The phrase, “it is impossible” from Hebrews 6:4 has troubled people of tender conscience since it was first written.  John Bunyan wrote about it in his autobiography Grace Abounding to the Chief of Sinners.  He wrote as though demons were trying to get him to renounce his faith in Christ, and under the torment he said something like, “Let Christ depart if he will.”  He was immediately struck with the most horrific sense of having sold out his Savior whereupon the words “it is impossible” gave him a sense of absolute despair.

Streams of ink (and now electrons) have been spilled over the interpretation of the “falling away” passage in Hebrews 6.  I won’t belabor it much further except to say two things of interest to you.  First, the phrase “if they shall fall away” is hypothetical.  It really doesn’t say that anyone has or even could actually possess eternal life and then lose it.  I believe the writer is simply speaking in what grammarians call the subjunctive mood.  From, the subjunctive means “a mood of verbs used when… the clause is being doubted, supposed, feared true, etc, rather than being asserted.”

The reason the hypothetical phrase is spoken here is that it fits with the argument the writer is advancing.  He’s convincing doubtful Jews that there is no other Savior.  The argument therefore is not primarily about individuals being saved and lost again, but about the fact that there is no other savior to be found, not in the Judaism they were thinking about reverting to, certainly not in the gods of the Greeks or barbarians.  If there is hope of eternal life, Christ alone is that hope.

The second thing I should say about the “falling away” statement is that it’s true at its face value.  If a person did fall away from the faith so as to be actually lost again — unsaved, no longer regenerated, having not the Spirit — then that person could never be saved again.  That is, in fact, what the text says whether it’s in the subjunctive or not.  To my readers whose denominations teach that Christians can fall away and be — what’s the word? — re-lost, then re-salvation is impossible.  And here Greek word for “impossible” means just that.  A person cannot be saved repeatedly.  The inspired writer says it’s it’s not going to happen.  Denominations that teach the possibility of losing salvation should be forthright with their people and teach the rest of the story: Cross this line, and forever there is no returning.  And I would add that they need to be very explicit about that line.  What exactly does it take for a person to be lost again?

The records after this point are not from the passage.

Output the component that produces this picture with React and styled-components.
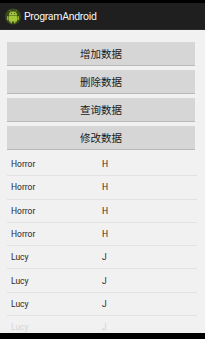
import styled, { createGlobalStyle } from 'styled-components';

const GlobalStyle = createGlobalStyle`
    html, body {
        margin: 0;
        padding: 0;
        background: #000;
    }
    #root {
        width: 205px;
        height: 339px;
        overflow: hidden;
    }
`;

const buttons = ['增加数据', '删除数据', '查询数据', '修改数据'];

const rows = [
    { name: 'Horror', tag: 'H' },
    { name: 'Horror', tag: 'H' },
    { name: 'Horror', tag: 'H' },
    { name: 'Horror', tag: 'H' },
    { name: 'Lucy', tag: 'J' },
    { name: 'Lucy', tag: 'J' },
    { name: 'Lucy', tag: 'J' },
    { name: 'Lucy', tag: 'J', faded: true },
];

const AndroidIcon = () => (
    <svg width="16" height="17" viewBox="0 0 15 16">
        <circle cx="7.5" cy="8" r="7.5" fill="#3a4a1a" />
        <path d="M3.6 7 A3.9 3.6 0 0 1 11.4 7 Z" fill="#a4c639" />
        <line x1="5" y1="3.2" x2="4.2" y2="2.2" stroke="#a4c639" strokeWidth="0.7" />
        <line x1="10" y1="3.2" x2="10.8" y2="2.2" stroke="#a4c639" strokeWidth="0.7" />
        <circle cx="6" cy="5.2" r="0.5" fill="#2a3310" />
        <circle cx="9" cy="5.2" r="0.5" fill="#2a3310" />
        <rect x="3.6" y="7.5" width="7.8" height="5.2" rx="0.8" fill="#a4c639" />
        <rect x="2" y="7.6" width="1.2" height="3.8" rx="0.6" fill="#a4c639" />
        <rect x="11.8" y="7.6" width="1.2" height="3.8" rx="0.6" fill="#a4c639" />
        <rect x="5.2" y="12" width="1.3" height="2.4" rx="0.6" fill="#a4c639" />
        <rect x="8.5" y="12" width="1.3" height="2.4" rx="0.6" fill="#a4c639" />
    </svg>
);

const App = () => {
    return (
        <Screen>
            <GlobalStyle />
            <StatusBar />
            <ActionBar>
                <AndroidIcon />
                <Title>ProgramAndroid</Title>
            </ActionBar>
            <Content>
                <ButtonList>
                    {buttons.map((label) => (
                        <ActionButton key={label}>{label}</ActionButton>
                    ))}
                </ButtonList>
                <DataList>
                    {rows.map((row, idx) => (
                        <Row key={idx} $faded={row.faded}>
                            <Name>{row.name}</Name>
                            <Tag>{row.tag}</Tag>
                        </Row>
                    ))}
                </DataList>
            </Content>
            <NavBar />
        </Screen>
    );
};

// styled-component Section
const Screen = styled.div`
    width: 205px;
    height: 339px;
    display: flex;
    flex-direction: column;
    background: #f2f2f2;
    font-family: 'Roboto', 'Noto Sans CJK SC', sans-serif;
`;

const StatusBar = styled.div`
    height: 3px;
    background: #000;
`;

const ActionBar = styled.div`
    height: 26px;
    display: flex;
    align-items: center;
    gap: 3px;
    padding-left: 5px;
    background: #1f1f1f;
    border-bottom: 1px solid #2b2b2b;
`;

const Title = styled.span`
    color: #f4f4f4;
    font-size: 10.5px;
    letter-spacing: -0.3px;
`;

const Content = styled.div`
    flex: 1;
    overflow: hidden;
    display: flex;
    flex-direction: column;
    background: #f1f1f1;
`;

const ButtonList = styled.div`
    display: flex;
    flex-direction: column;
    gap: 4px;
    padding: 12px 10px 0 7px;
`;

const ActionButton = styled.div`
    height: 23px;
    display: flex;
    align-items: center;
    justify-content: center;
    background: #d6d6d6;
    border-bottom: 1px solid #b9b9b9;
    color: #1a1a1a;
    font-size: 10.5px;
`;

const DataList = styled.div`
    display: flex;
    flex-direction: column;
    padding: 3px 8px 0 7px;
`;

const Row = styled.div`
    height: 22.3px;
    display: flex;
    align-items: center;
    border-bottom: 1px solid #e2e2e2;
    font-size: 8.5px;
    color: #2a2a2a;
    opacity: ${({ $faded }) => ($faded ? 0.15 : 1)};
`;

const Name = styled.span`
    width: 91px;
    padding-left: 4px;
`;

const Tag = styled.span``;

const NavBar = styled.div`
    height: 6px;
    background: #000;
`;

export default App;
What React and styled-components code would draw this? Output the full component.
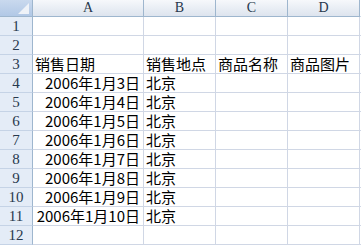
import React from "react";
import styled, { createGlobalStyle } from "styled-components";

const GlobalStyle = createGlobalStyle`
  html, body {
    margin: 0;
    padding: 0;
    background: #fff;
  }
  body {
    font-family: "Noto Sans CJK SC", "Noto Sans", sans-serif;
  }
`;

const Sheet = styled.div`
  display: grid;
  grid-template-columns: 33px 111px 72px 72px 72px 1fr;
  grid-auto-rows: 19px;
  grid-template-rows: 17px;
  width: 361px;
  height: 248px;
  overflow: hidden;
  background: #fff;
`;

const Corner = styled.div`
  position: relative;
  box-sizing: border-box;
  background: linear-gradient(#c9d9ee, #b1c8e6);
  border-right: 1px solid #9eb6ce;
  border-bottom: 1px solid #9eb6ce;
  &::after {
    content: "";
    position: absolute;
    right: 3px;
    bottom: 2px;
    width: 0;
    height: 0;
    border-left: 11px solid transparent;
    border-bottom: 11px solid #eef2f8;
  }
`;

const ColHead = styled.div`
  box-sizing: border-box;
  display: flex;
  align-items: center;
  justify-content: center;
  background: linear-gradient(#f6f8fb, #dde4ee);
  border-right: 1px solid ${(p) => (p.$last ? "transparent" : "#9eb6ce")};
  border-bottom: 1px solid #9eb6ce;
  font-family: "Liberation Serif", serif;
  font-size: 14px;
  color: #27384d;
  line-height: 16px;
`;

const RowHead = styled.div`
  box-sizing: border-box;
  display: flex;
  align-items: center;
  justify-content: center;
  background: #e4ecf7;
  border-right: 1px solid #9eb6ce;
  border-bottom: 1px solid #c5d3e6;
  font-family: "Liberation Serif", serif;
  font-size: 15px;
  color: #27384d;
`;

const Cell = styled.div`
  box-sizing: border-box;
  display: flex;
  align-items: center;
  justify-content: ${(p) => (p.$right ? "flex-end" : "flex-start")};
  padding: 0 3px 0 2px;
  border-right: 1px solid #d0d7e5;
  border-bottom: 1px solid #d0d7e5;
  font-size: 15px;
  line-height: 18px;
  color: #000;
  white-space: nowrap;
  overflow: visible;
`;

const Filler = styled.div`
  box-sizing: border-box;
  border-bottom: 1px solid #d0d7e5;
`;

const cols = ["A", "B", "C", "D"];

const rows = [
  [],
  [],
  [{ v: "销售日期" }, { v: "销售地点" }, { v: "商品名称" }, { v: "商品图片" }],
  ...[3, 4, 5, 6, 7, 8, 9, 10].map((d) => [
    { v: `2006年1月${d}日`, right: true },
    { v: "北京" },
  ]),
  [],
];

export default function App() {
  return (
    <>
      <GlobalStyle />
      <Sheet>
        <Corner />
        {cols.map((c) => (
          <ColHead key={c}>{c}</ColHead>
        ))}
        <ColHead $last />
        {rows.map((r, i) => (
          <React.Fragment key={i}>
            <RowHead>{i + 1}</RowHead>
            {cols.map((c, j) => (
              <Cell key={c} $right={r[j] && r[j].right}>
                {r[j] ? r[j].v : ""}
              </Cell>
            ))}
            <Filler />
          </React.Fragment>
        ))}
      </Sheet>
    </>
  );
}
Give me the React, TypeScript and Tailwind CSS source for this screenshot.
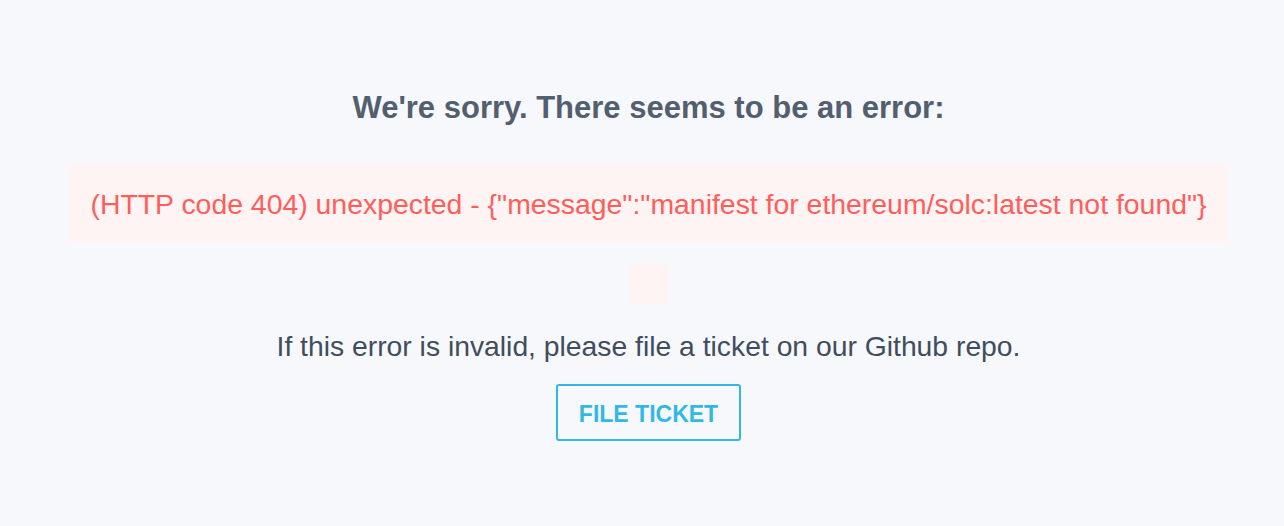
export default function App() {
  return (
    <div
      className="w-full h-[526px] bg-[#f7f8fc] pl-[13px] flex flex-col items-center"
      style={{ fontFamily: '"Liberation Sans", Arial, sans-serif' }}
    >
      <h1 className="mt-[89px] text-[31px] leading-[38px] font-bold text-[#525f6f]">
        We're sorry. There seems to be an error:
      </h1>
      <div className="mt-[37px] self-stretch mx-[57px] h-[79px] bg-[#fff4f4] rounded-[3px] flex items-center justify-center pt-[2px]">
        <span className="text-[28.4px] text-[#ff5e5a]">
          (HTTP code 404) unexpected - {'{"message":"manifest for ethereum/solc:latest not found"}'}
        </span>
      </div>
      <div className="mt-[21px] w-[40px] h-[39px] bg-[#fff4f4] rounded-[3px]" />
      <p className="mt-[26px] text-[28.3px] leading-[34px] text-[#3f4d5e]">
        If this error is invalid, please file a ticket on our Github repo.
      </p>
      <button className="mt-[21px] w-[185px] h-[57px] border-2 border-[#33b8e6] rounded-[3px] pt-[3px] text-[23px] font-bold text-[#33b8e6]">
        FILE TICKET
      </button>
    </div>
  );
}
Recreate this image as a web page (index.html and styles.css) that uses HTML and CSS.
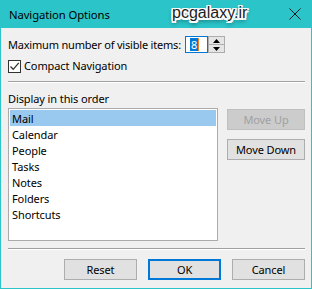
FILE: index.html
```html
<!DOCTYPE html>
<html>
<head>
<meta charset="utf-8">
<link rel="stylesheet" href="styles.css">
</head>
<body>
<div class="window">
  <div class="titlebar">
    <span class="title">Navigation Options</span>
    <span class="watermark">pcgalaxy.ir</span>
    <svg class="close" width="12" height="12" viewBox="0 0 12 12"><path d="M0.5 0.5 L11.5 11.5 M11.5 0.5 L0.5 11.5" stroke="#1a1a1a" stroke-width="1"/></svg>
  </div>
  <div class="content">
    <div class="row-max">
      <span class="label">Maximum number of visible items:</span>
      <div class="spin">
        <div class="spin-input"><span class="sel">8</span><span class="caret"></span></div>
        <div class="spin-btns">
          <div class="spin-btn"><svg width="7" height="4" viewBox="0 0 7 4"><path d="M3.5 0 L7 4 L0 4 Z" fill="#000"/></svg></div>
          <div class="spin-btn"><svg width="7" height="4" viewBox="0 0 7 4"><path d="M0 0 L7 0 L3.5 4 Z" fill="#000"/></svg></div>
        </div>
      </div>
    </div>
    <div class="row-check">
      <span class="checkbox"><svg width="11" height="11" viewBox="0 0 11 11"><path d="M1.5 5.5 L4.2 8.3 L9.8 1.8" fill="none" stroke="#333" stroke-width="1.3"/></svg></span>
      <span class="label">Compact Navigation</span>
    </div>
    <div class="sep"></div>
    <div class="label heading">Display in this order</div>
    <div class="order">
      <ul class="list">
        <li class="selected">Mail</li>
        <li>Calendar</li>
        <li>People</li>
        <li>Tasks</li>
        <li>Notes</li>
        <li>Folders</li>
        <li>Shortcuts</li>
      </ul>
      <div class="side-btns">
        <button class="btn disabled">Move Up</button>
        <button class="btn">Move Down</button>
      </div>
    </div>
    <div class="sep sep-bottom"></div>
    <div class="footer">
      <button class="btn foot">Reset</button>
      <button class="btn foot default">OK</button>
      <button class="btn foot">Cancel</button>
    </div>
  </div>
</div>
</body>
</html>
```
FILE: styles.css
```css
* { box-sizing: border-box; }
html, body { margin: 0; padding: 0; background: #f0f0f0; }
body {
  font-family: "Segoe UI", "Noto Sans", sans-serif;
  font-size: 11px;
  letter-spacing: -0.1px;
  color: #000;
}
.window {
  width: 312px;
  height: 289px;
  background: #f0f0f0;
  border-left: 1px solid #2bc4c8;
  border-right: 1px solid #2bc4c8;
  border-bottom: 1px solid #2bc4c8;
  display: flex;
  flex-direction: column;
}
.titlebar {
  height: 28px;
  margin: 0 -1px;
  background: #2bc4c8;
  display: flex;
  align-items: center;
  padding-left: 9px;
  position: relative;
}
.title {
  font-size: 11.3px;
  color: #000;
  white-space: nowrap;
}
.watermark {
  position: absolute;
  left: 172px;
  top: 4px;
  font-family: "Liberation Sans", Arial, sans-serif;
  font-size: 16px;
  letter-spacing: 0;
  color: #1c1c1c;
  text-shadow:
    -1.5px 0 0 #fff, 1.5px 0 0 #fff, 0 -1.5px 0 #fff, 0 1.5px 0 #fff,
    -1.5px -1.5px 0 #fff, 1.5px 1.5px 0 #fff, -1.5px 1.5px 0 #fff, 1.5px -1.5px 0 #fff,
    0 3px 4px rgba(0,0,0,0.7);
}
.close {
  position: absolute;
  left: 289px;
  top: 8px;
}
.content {
  flex: 1;
  padding: 8px 6px 0 6px;
  display: flex;
  flex-direction: column;
}
.label { line-height: 16px; white-space: nowrap; }
.row-max {
  display: flex;
  align-items: center;
  height: 17px;
  padding-left: 1px;
}
.row-max .label { width: 177px; flex: none; letter-spacing: -0.2px; }
.spin {
  display: flex;
  height: 17px;
}
.spin-input {
  width: 23px;
  height: 17px;
  border: 1px solid #0078d7;
  background: #fff;
  display: flex;
  align-items: center;
  padding-left: 4px;
}
.sel {
  background: #0078d7;
  color: #fff;
  line-height: 13px;
  font-size: 11px;
  padding: 0 1px;
}
.caret {
  width: 1px;
  height: 13px;
  background: #f08020;
}
.spin-btns {
  width: 17px;
  height: 17px;
  border: 1px solid #adadad;
  display: flex;
  flex-direction: column;
  background: #e5e5e5;
}
.spin-btn {
  flex: 1;
  display: flex;
  align-items: center;
  justify-content: center;
}
.spin-btn + .spin-btn { border-top: 1px solid #adadad; }
.row-check {
  display: flex;
  align-items: center;
  margin-top: 6px;
  height: 14px;
  padding-left: 1px;
}
.checkbox {
  width: 13px;
  height: 13px;
  border: 1px solid #333;
  background: #fff;
  display: flex;
  align-items: center;
  justify-content: center;
  margin-right: 3px;
}
.sep {
  height: 2px;
  border-top: 1px solid #a0a0a0;
  border-bottom: 1px solid #fff;
  margin: 8px 0 0 1px;
  width: 297px;
}
.heading {
  margin-top: 8px;
  padding-left: 1px;
}
.order {
  display: flex;
  margin-top: 1px;
  padding-left: 1px;
}
.list {
  list-style: none;
  margin: 0;
  padding: 1px;
  width: 210px;
  height: 133px;
  border: 1px solid #ababab;
  background: #fff;
}
.list li {
  height: 16px;
  line-height: 18px;
  padding-left: 2px;
  white-space: nowrap;
}
.list li.selected { background: #99c9ef; }
.side-btns {
  display: flex;
  flex-direction: column;
  margin-left: 9px;
  margin-top: 1px;
  gap: 9px;
}
.btn {
  font-family: inherit;
  font-size: 11px;
  letter-spacing: -0.1px;
  color: #000;
  background: #e1e1e1;
  border: 1px solid #adadad;
  width: 78px;
  height: 21px;
  padding: 0;
  margin: 0;
  line-height: 17px;
}
.btn.disabled {
  background: #cccccc;
  border-color: #bfbfbf;
  color: #a0a0a0;
}
.sep-bottom { margin-top: 7px; }
.footer {
  display: flex;
  justify-content: flex-end;
  gap: 11px;
  margin-top: 9px;
  width: 298px;
}
.btn.foot { width: 73px; }
.btn.default { border: 2px solid #0078d7; }
```
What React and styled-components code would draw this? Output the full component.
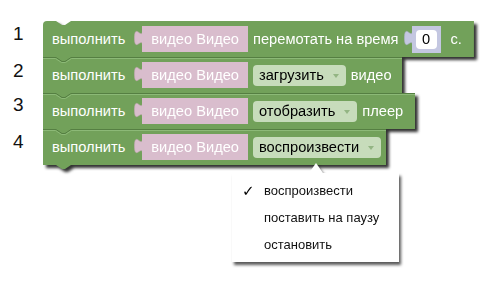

As for me, I continue to believe that the gifts and calling of God are without repentance. (Ro 11:29)  What’s given to us is not a status with conditions we have to satisfy on a continual basis.  Rather, God has given us his Son, and eternal life is in his Son. (1 John 5:11)  John Bunyan responded to his apparent demon tormentors, if Christ wants to depart, and he found to his everlasting joy that Christ is good to his word, “I will never leave you nor forsake you.”  (He 13:5)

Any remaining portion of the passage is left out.